Go through the material below and copy all lines with "that".

- Records shown:
_ _ _ _

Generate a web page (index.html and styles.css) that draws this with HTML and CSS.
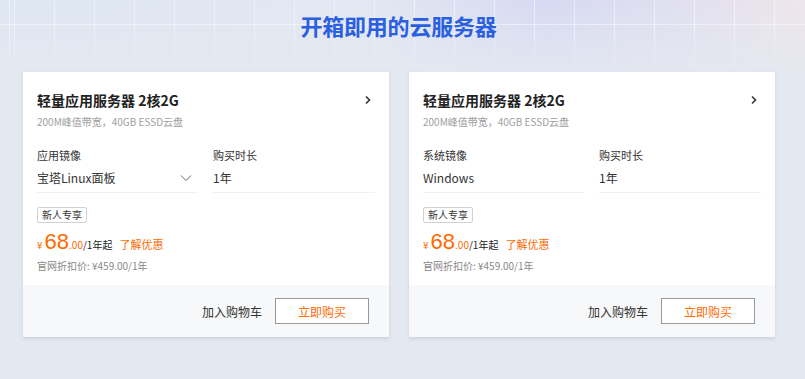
FILE: index.html
```html
<!DOCTYPE html>
<html lang="zh-CN">
<head>
<meta charset="utf-8">
<title>开箱即用的云服务器</title>
<link rel="stylesheet" href="styles.css">
</head>
<body>
<div class="page">
  <div class="bg-grid"></div>
  <h1 class="heading">开箱即用的云服务器</h1>
  <div class="cards">
    <div class="card">
      <div class="card-body">
        <div class="card-title">
          <span>轻量应用服务器 2核2G</span>
          <svg class="arrow" width="8" height="10" viewBox="0 0 8 10"><polyline points="2,1.5 5.5,5 2,8.5" fill="none" stroke="#333" stroke-width="1.6"/></svg>
        </div>
        <div class="card-sub">200M峰值带宽，40GB ESSD云盘</div>
        <div class="fields">
          <div class="field">
            <div class="label">应用镜像</div>
            <div class="value"><span>宝塔Linux面板</span>
              <svg class="caret" width="12" height="8" viewBox="0 0 12 8"><polyline points="1,1.5 6,6.5 11,1.5" fill="none" stroke="#666" stroke-width="1"/></svg>
            </div>
          </div>
          <div class="field">
            <div class="label">购买时长</div>
            <div class="value"><span>1年</span></div>
          </div>
        </div>
        <div class="tag">新人专享</div>
        <div class="price-row">
          <span class="yen">¥</span><span class="big">68</span><span class="dec">.00</span><span class="unit">/1年起</span>
          <a class="promo">了解优惠</a>
        </div>
        <div class="orig">官网折扣价: ¥459.00/1年</div>
      </div>
      <div class="card-foot">
        <span class="cart">加入购物车</span>
        <button class="buy">立即购买</button>
      </div>
    </div>
    <div class="card">
      <div class="card-body">
        <div class="card-title">
          <span>轻量应用服务器 2核2G</span>
          <svg class="arrow" width="8" height="10" viewBox="0 0 8 10"><polyline points="2,1.5 5.5,5 2,8.5" fill="none" stroke="#333" stroke-width="1.6"/></svg>
        </div>
        <div class="card-sub">200M峰值带宽，40GB ESSD云盘</div>
        <div class="fields">
          <div class="field">
            <div class="label">系统镜像</div>
            <div class="value"><span>Windows</span></div>
          </div>
          <div class="field">
            <div class="label">购买时长</div>
            <div class="value"><span>1年</span></div>
          </div>
        </div>
        <div class="tag">新人专享</div>
        <div class="price-row">
          <span class="yen">¥</span><span class="big">68</span><span class="dec">.00</span><span class="unit">/1年起</span>
          <a class="promo">了解优惠</a>
        </div>
        <div class="orig">官网折扣价: ¥459.00/1年</div>
      </div>
      <div class="card-foot">
        <span class="cart">加入购物车</span>
        <button class="buy">立即购买</button>
      </div>
    </div>
  </div>
</div>
</body>
</html>
```
FILE: styles.css
```css
* { box-sizing: border-box; }
html, body { margin: 0; padding: 0; }
body {
  width: 805px;
  height: 379px;
  overflow: hidden;
  background: #e4e8f0;
  font-family: "Noto Sans CJK SC", "Noto Sans", sans-serif;
  color: #333;
}
.page {
  position: relative;
  height: 379px;
  background:
    linear-gradient(to bottom, rgba(228,232,240,0) 0px, #e4e8f0 80px),
    linear-gradient(to right, #dfe7f2 0%, #e2e8f1 45%, #d6d9f3 68%, #e2e0f0 86%, #eee6ea 100%);
}
.bg-grid {
  position: absolute;
  left: 0; top: 0; right: 0;
  height: 75px;
  background-image:
    repeating-linear-gradient(to right, rgba(255,255,255,0.45) 0 1px, transparent 1px 40px),
    repeating-linear-gradient(to bottom, rgba(255,255,255,0.45) 0 1px, transparent 1px 40px);
  background-position: 14px 24px;
  -webkit-mask-image: linear-gradient(to bottom, #000 40%, transparent 100%);
  mask-image: linear-gradient(to bottom, #000 40%, transparent 100%);
}
.heading {
  position: relative;
  margin: 0;
  padding-top: 10px;
  padding-right: 8px;
  height: 72px;
  text-align: center;
  font-size: 22px;
  line-height: 30px;
  font-weight: 700;
  color: #2a5fe0;
  letter-spacing: -0.2px;
}
.cards {
  position: relative;
  display: flex;
  gap: 20px;
  padding-left: 23px;
}
.card {
  width: 366px;
  height: 265px;
  background: #fff;
  display: flex;
  flex-direction: column;
  box-shadow: 0 2px 3px rgba(160,170,190,0.35);
}
.card-body {
  padding: 18px 14px 0;
  flex: 1;
}
.card-title {
  display: flex;
  justify-content: space-between;
  align-items: center;
  height: 20px;
  font-size: 14px;
  font-weight: 700;
  color: #222;
  padding-right: 3px;
}
.card-sub {
  margin-top: 4px;
  font-size: 10px;
  line-height: 16px;
  color: #a0a0a0;
}
.fields {
  margin-top: 17px;
  display: grid;
  grid-template-columns: 161px 162px;
  column-gap: 15px;
}
.field {
  border-bottom: 1px solid #f0f1f3;
  padding-bottom: 6px;
}
.label {
  font-size: 11px;
  line-height: 16px;
  color: #333;
}
.value {
  margin-top: 7px;
  display: flex;
  justify-content: space-between;
  align-items: center;
  font-size: 12px;
  line-height: 16px;
  color: #333;
  padding-right: 6px;
}
.tag {
  display: inline-block;
  margin-top: 14px;
  height: 16px;
  padding: 0 4px;
  border: 1px solid #d0d0d0;
  border-radius: 2px;
  font-size: 10px;
  line-height: 14px;
  color: #333;
}
.price-row {
  margin-top: 5px;
  height: 26px;
  display: flex;
  align-items: baseline;
  color: #ff6a00;
  line-height: 26px;
}
.yen { font-size: 10px; margin-right: 2px; }
.big { font-size: 22px; font-family: "Liberation Sans", sans-serif; }
.dec { font-size: 10px; }
.unit { font-size: 10px; color: #222; }
.promo { font-size: 11px; margin-left: 7px; color: #ff6a00; }
.orig {
  margin-top: 3px;
  font-size: 10px;
  line-height: 16px;
  color: #888;
}
.card-foot {
  height: 52px;
  background: #f7f8f9;
  display: flex;
  justify-content: flex-end;
  align-items: center;
  gap: 13px;
  padding-right: 20px;
}
.cart {
  font-size: 12px;
  color: #333;
}
.buy {
  width: 94px;
  height: 26px;
  background: #fff;
  border: 1px solid #999;
  border-radius: 0;
  font-family: inherit;
  font-size: 12px;
  color: #ff6a00;
  padding: 0;
}
```
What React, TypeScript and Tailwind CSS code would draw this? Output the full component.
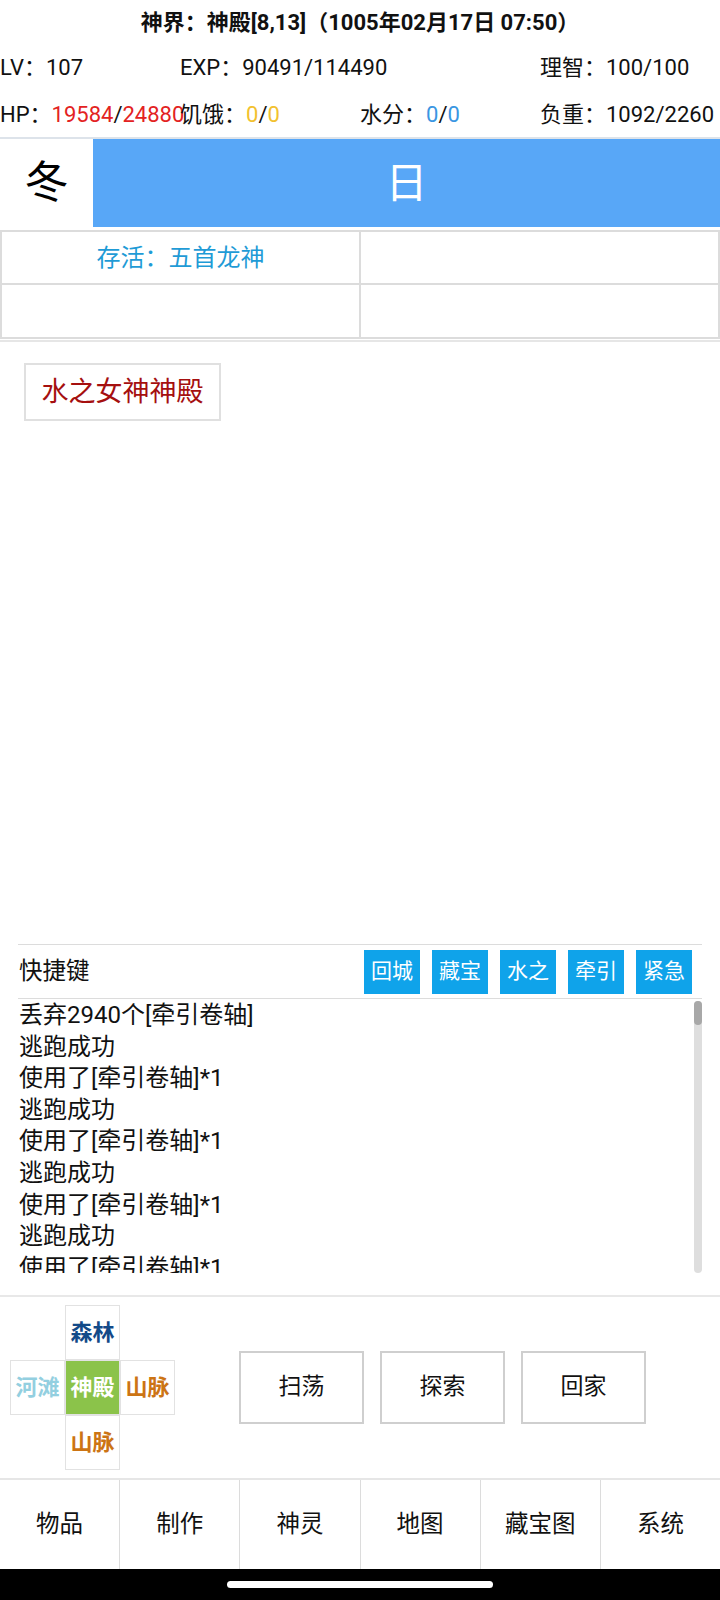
import React from "react";

const font = { fontFamily: 'Roboto, "Noto Sans CJK SC", sans-serif' };

function Stat({ children }: { children: React.ReactNode }) {
  return <div className="w-[180px] whitespace-nowrap">{children}</div>;
}

export default function App() {
  const logs = [
    "丢弃2940个[牵引卷轴]",
    "逃跑成功",
    "使用了[牵引卷轴]*1",
    "逃跑成功",
    "使用了[牵引卷轴]*1",
    "逃跑成功",
    "使用了[牵引卷轴]*1",
    "逃跑成功",
    "使用了[牵引卷轴]*1",
  ];
  const shortcuts = ["回城", "藏宝", "水之", "牵引", "紧急"];
  const actions = ["扫荡", "探索", "回家"];
  const nav = ["物品", "制作", "神灵", "地图", "藏宝图", "系统"];
  return (
    <div className="w-[720px] h-[1600px] bg-white flex flex-col text-[#111]" style={font}>
      <div className="h-[44px] flex items-center justify-center text-[22px] font-bold">
        神界：神殿[8,13]（1005年02月17日 07:50）
      </div>
      <div className="h-[47px] flex items-center text-[22px]">
        <Stat>LV：107</Stat>
        <Stat>EXP：90491/114490</Stat>
        <Stat>{""}</Stat>
        <Stat>理智：100/100</Stat>
      </div>
      <div className="h-[46px] flex items-center text-[22px]">
        <div className="w-[180px] whitespace-nowrap">
          HP：<span className="text-[#e32222]">19584</span>/<span className="text-[#e32222]">24880</span>
        </div>
        <div className="w-[180px] whitespace-nowrap">
          饥饿：<span className="text-[#f2c12e]">0</span>/<span className="text-[#f2c12e]">0</span>
        </div>
        <Stat>
          水分：<span className="text-[#3a96e2]">0</span>/<span className="text-[#3a96e2]">0</span>
        </Stat>
        <Stat>负重：1092/2260</Stat>
      </div>
      <div className="h-[90px] flex border-t-2 border-[#dde3ea]">
        <div className="w-[93px] flex items-center justify-center text-[44px] text-black">冬</div>
        <div className="flex-1 bg-[#58a7f7] flex items-center justify-center text-[42px] text-white">日</div>
      </div>
      <div className="mt-[3px] grid grid-cols-2 gap-[2px] bg-[#dcdcdc] p-[2px]">
        <div className="h-[51px] bg-white flex items-center justify-center text-[24px] text-[#1f9bd6]">
          存活：五首龙神
        </div>
        <div className="h-[51px] bg-white" />
        <div className="h-[52px] bg-white" />
        <div className="h-[52px] bg-white" />
      </div>
      <div className="h-[2px] bg-[#e6e6e6] mt-[1px]" />
      <div className="px-[24px] pt-[21px]">
        <div className="w-[197px] h-[58px] border-2 border-[#e0e0e0] flex items-center justify-center text-[27px] text-[#a50f0f]">
          水之女神神殿
        </div>
      </div>
      <div className="flex-1" />
      <div className="mx-[18px] border-t border-[#dcdcdc] flex items-center h-[54px]">
        <div className="flex-1 pl-[1px] text-[23.5px]">快捷键</div>
        <div className="flex gap-[12px] mr-[10px]">
          {shortcuts.map((s) => (
            <div
              key={s}
              className="w-[56px] h-[44px] bg-[#0fa3ea] text-white text-[21px] flex items-center justify-center"
            >
              {s}
            </div>
          ))}
        </div>
      </div>
      <div className="mx-[18px] border-t border-[#dcdcdc] relative h-[275px] overflow-hidden">
        <div className="pl-[1px] pt-[1px] text-[24px] leading-[31.6px]">
          {logs.map((l, i) => (
            <div key={i}>{l}</div>
          ))}
        </div>
        <div className="absolute right-0 top-[2px] w-[8px] h-[272px] rounded-full bg-[#dedede]">
          <div className="w-[8px] h-[24px] rounded-full bg-[#a8a8a8]" />
        </div>
      </div>
      <div className="h-[22px]" />
      <div className="h-[183px] border-t-2 border-[#e8e8e8] flex items-center">
        <div className="ml-[10px] grid grid-cols-[55px_55px_55px] grid-rows-[55px_55px_55px] text-[22px] font-bold">
          <div />
          <div className="border border-[#e2e2e2] flex items-center justify-center text-[#134a88]">森林</div>
          <div />
          <div className="border border-[#e2e2e2] flex items-center justify-center text-[#93cfe0]">河滩</div>
          <div className="border border-[#e2e2e2] bg-[#8bc34a] flex items-center justify-center text-white">神殿</div>
          <div className="border border-[#e2e2e2] flex items-center justify-center text-[#cc7414]">山脉</div>
          <div />
          <div className="border border-[#e2e2e2] flex items-center justify-center text-[#cc7414]">山脉</div>
          <div />
        </div>
        <div className="ml-[64px] flex gap-[16px]">
          {actions.map((a) => (
            <div
              key={a}
              className="w-[125px] h-[73px] border-2 border-[#cfcfcf] flex items-center justify-center text-[23px]"
            >
              {a}
            </div>
          ))}
        </div>
      </div>
      <div className="h-[91px] border-t-2 border-[#e6e6e6] flex">
        {nav.map((n, i) => (
          <div
            key={n}
            className={
              "flex-1 flex items-center justify-center text-[23.5px] " +
              (i < nav.length - 1 ? "border-r border-[#dcdcdc]" : "")
            }
          >
            {n}
          </div>
        ))}
      </div>
      <div className="h-[31px] bg-black flex items-center justify-center">
        <div className="w-[266px] h-[7px] rounded-full bg-white" />
      </div>
    </div>
  );
}
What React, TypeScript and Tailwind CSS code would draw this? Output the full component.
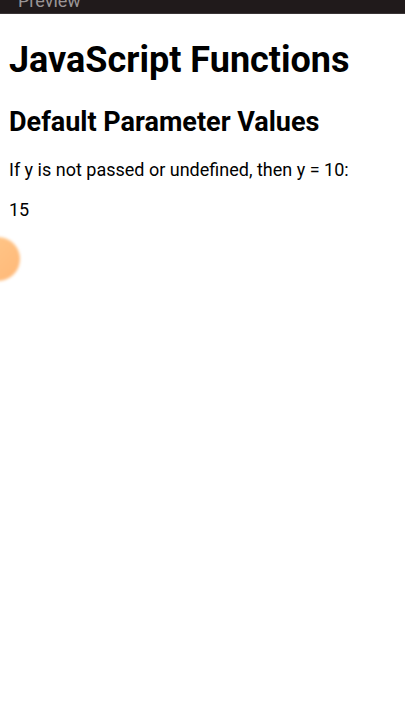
export default function App() {
  return (
    <div className="relative min-h-[720px] w-[405px] overflow-hidden bg-white font-['Roboto',sans-serif] text-black">
      {/* Top bar */}
      <div className="h-[14px] overflow-hidden border-b border-[#3a3536] bg-[#201a1b]">
        <div className="-mt-[11px] pl-[18px] text-[18px] leading-[24px] text-[#9a9596]">Preview</div>
      </div>

      <div className="px-[9px]">
        <h1 className="mt-[25px] text-[36px] font-bold leading-[42px]">JavaScript Functions</h1>
        <h2 className="mt-[25px] text-[27px] font-bold leading-[32px]">Default Parameter Values</h2>
        <p className="mt-[20px] text-[18px] leading-[24px]">If y is not passed or undefined, then y = 10:</p>
        <p className="mt-[16px] text-[18px] leading-[24px]">15</p>
      </div>

      {/* Floating orange bubble */}
      <div className="absolute left-[-24px] top-[237px] h-[44px] w-[44px] rounded-full bg-gradient-to-br from-[#ffc88a] to-[#ffb878] blur-[1.5px]" />
    </div>
  );
}
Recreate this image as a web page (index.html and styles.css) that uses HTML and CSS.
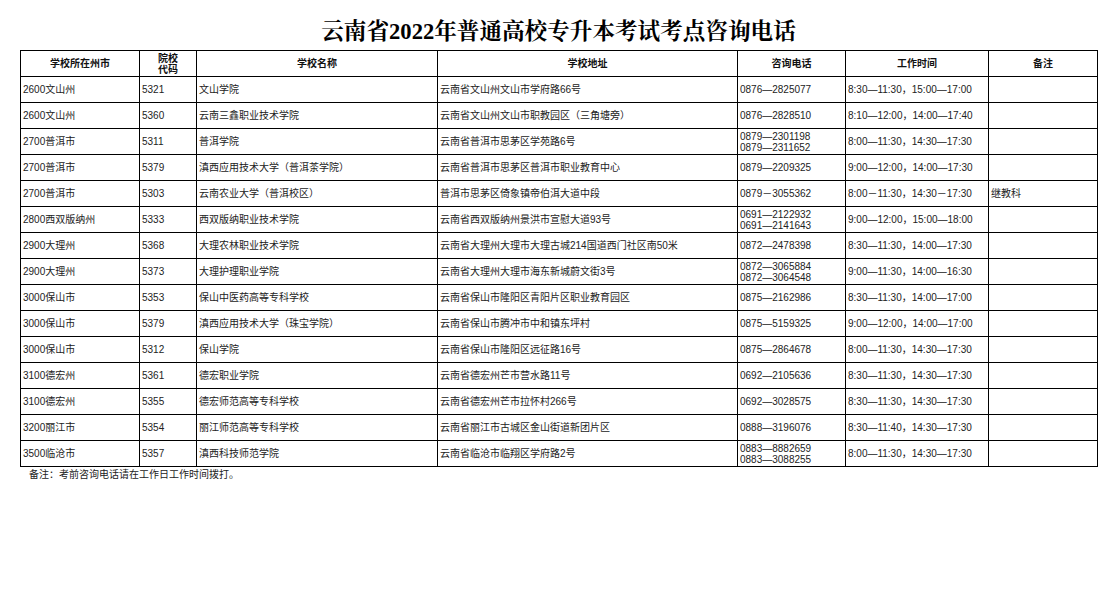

_ _ _ _

- Solution for this task:
Generate a web page (index.html and styles.css) that draws this with HTML and CSS.
Recreate this image as a web page (index.html and styles.css) that uses HTML and CSS.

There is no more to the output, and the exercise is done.